## Given instruction
Repeat all of the records verbatim.

(Front-end source files)
......
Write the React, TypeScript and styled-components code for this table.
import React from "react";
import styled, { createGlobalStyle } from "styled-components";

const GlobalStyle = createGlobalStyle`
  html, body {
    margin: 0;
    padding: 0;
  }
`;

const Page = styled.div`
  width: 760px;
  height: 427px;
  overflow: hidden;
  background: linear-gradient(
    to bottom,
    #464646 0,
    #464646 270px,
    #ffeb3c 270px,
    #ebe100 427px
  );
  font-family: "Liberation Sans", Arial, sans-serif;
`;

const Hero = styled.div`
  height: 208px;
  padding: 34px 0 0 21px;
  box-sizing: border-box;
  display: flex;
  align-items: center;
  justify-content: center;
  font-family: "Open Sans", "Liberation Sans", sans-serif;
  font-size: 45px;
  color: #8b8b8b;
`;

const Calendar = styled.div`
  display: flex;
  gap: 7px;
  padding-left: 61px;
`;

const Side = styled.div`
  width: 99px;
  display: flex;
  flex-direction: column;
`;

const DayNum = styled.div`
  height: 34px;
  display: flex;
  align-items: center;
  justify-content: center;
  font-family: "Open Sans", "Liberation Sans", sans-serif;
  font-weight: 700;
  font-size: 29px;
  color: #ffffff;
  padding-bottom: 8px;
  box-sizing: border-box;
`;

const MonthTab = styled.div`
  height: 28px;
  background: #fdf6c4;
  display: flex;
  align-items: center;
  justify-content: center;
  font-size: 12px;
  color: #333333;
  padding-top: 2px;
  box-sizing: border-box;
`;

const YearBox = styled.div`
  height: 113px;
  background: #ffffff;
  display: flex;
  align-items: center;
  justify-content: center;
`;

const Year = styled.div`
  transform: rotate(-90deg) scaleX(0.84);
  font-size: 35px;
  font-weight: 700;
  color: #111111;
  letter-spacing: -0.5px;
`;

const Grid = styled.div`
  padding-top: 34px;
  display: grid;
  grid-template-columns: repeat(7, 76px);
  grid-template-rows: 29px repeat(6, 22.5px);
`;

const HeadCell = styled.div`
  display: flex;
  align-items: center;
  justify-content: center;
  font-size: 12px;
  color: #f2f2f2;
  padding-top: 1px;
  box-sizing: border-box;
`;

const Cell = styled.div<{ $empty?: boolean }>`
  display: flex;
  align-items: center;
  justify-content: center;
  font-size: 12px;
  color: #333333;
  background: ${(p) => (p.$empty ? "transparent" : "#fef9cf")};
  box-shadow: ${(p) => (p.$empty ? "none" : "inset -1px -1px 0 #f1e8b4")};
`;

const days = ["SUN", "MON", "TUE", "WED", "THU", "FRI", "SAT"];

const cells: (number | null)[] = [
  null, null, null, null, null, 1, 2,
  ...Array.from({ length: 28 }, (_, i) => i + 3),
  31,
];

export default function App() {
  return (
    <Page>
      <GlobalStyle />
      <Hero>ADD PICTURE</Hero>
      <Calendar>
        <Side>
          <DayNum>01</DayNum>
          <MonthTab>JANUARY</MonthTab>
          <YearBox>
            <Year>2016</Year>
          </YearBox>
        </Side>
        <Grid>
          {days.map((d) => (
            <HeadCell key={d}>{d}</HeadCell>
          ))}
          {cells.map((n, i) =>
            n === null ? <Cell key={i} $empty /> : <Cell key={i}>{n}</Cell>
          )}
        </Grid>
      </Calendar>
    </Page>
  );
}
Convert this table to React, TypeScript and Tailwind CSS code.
......
## Task result
Write the React, TypeScript and styled-components code for this table.
import React from "react";
import styled, { createGlobalStyle } from "styled-components";

const GlobalStyle = createGlobalStyle`
  html, body {
    margin: 0;
    padding: 0;
  }
`;

const Page = styled.div`
  width: 760px;
  height: 427px;
  overflow: hidden;
  background: linear-gradient(
    to bottom,
    #464646 0,
    #464646 270px,
    #ffeb3c 270px,
    #ebe100 427px
  );
  font-family: "Liberation Sans", Arial, sans-serif;
`;

const Hero = styled.div`
  height: 208px;
  padding: 34px 0 0 21px;
  box-sizing: border-box;
  display: flex;
  align-items: center;
  justify-content: center;
  font-family: "Open Sans", "Liberation Sans", sans-serif;
  font-size: 45px;
  color: #8b8b8b;
`;

const Calendar = styled.div`
  display: flex;
  gap: 7px;
  padding-left: 61px;
`;

const Side = styled.div`
  width: 99px;
  display: flex;
  flex-direction: column;
`;

const DayNum = styled.div`
  height: 34px;
  display: flex;
  align-items: center;
  justify-content: center;
  font-family: "Open Sans", "Liberation Sans", sans-serif;
  font-weight: 700;
  font-size: 29px;
  color: #ffffff;
  padding-bottom: 8px;
  box-sizing: border-box;
`;

const MonthTab = styled.div`
  height: 28px;
  background: #fdf6c4;
  display: flex;
  align-items: center;
  justify-content: center;
  font-size: 12px;
  color: #333333;
  padding-top: 2px;
  box-sizing: border-box;
`;

const YearBox = styled.div`
  height: 113px;
  background: #ffffff;
  display: flex;
  align-items: center;
  justify-content: center;
`;

const Year = styled.div`
  transform: rotate(-90deg) scaleX(0.84);
  font-size: 35px;
  font-weight: 700;
  color: #111111;
  letter-spacing: -0.5px;
`;

const Grid = styled.div`
  padding-top: 34px;
  display: grid;
  grid-template-columns: repeat(7, 76px);
  grid-template-rows: 29px repeat(6, 22.5px);
`;

const HeadCell = styled.div`
  display: flex;
  align-items: center;
  justify-content: center;
  font-size: 12px;
  color: #f2f2f2;
  padding-top: 1px;
  box-sizing: border-box;
`;

const Cell = styled.div<{ $empty?: boolean }>`
  display: flex;
  align-items: center;
  justify-content: center;
  font-size: 12px;
  color: #333333;
  background: ${(p) => (p.$empty ? "transparent" : "#fef9cf")};
  box-shadow: ${(p) => (p.$empty ? "none" : "inset -1px -1px 0 #f1e8b4")};
`;

const days = ["SUN", "MON", "TUE", "WED", "THU", "FRI", "SAT"];

const cells: (number | null)[] = [
  null, null, null, null, null, 1, 2,
  ...Array.from({ length: 28 }, (_, i) => i + 3),
  31,
];

export default function App() {
  return (
    <Page>
      <GlobalStyle />
      <Hero>ADD PICTURE</Hero>
      <Calendar>
        <Side>
          <DayNum>01</DayNum>
          <MonthTab>JANUARY</MonthTab>
          <YearBox>
            <Year>2016</Year>
          </YearBox>
        </Side>
        <Grid>
          {days.map((d) => (
            <HeadCell key={d}>{d}</HeadCell>
          ))}
          {cells.map((n, i) =>
            n === null ? <Cell key={i} $empty /> : <Cell key={i}>{n}</Cell>
          )}
        </Grid>
      </Calendar>
    </Page>
  );
}
Convert this table to React, TypeScript and Tailwind CSS code.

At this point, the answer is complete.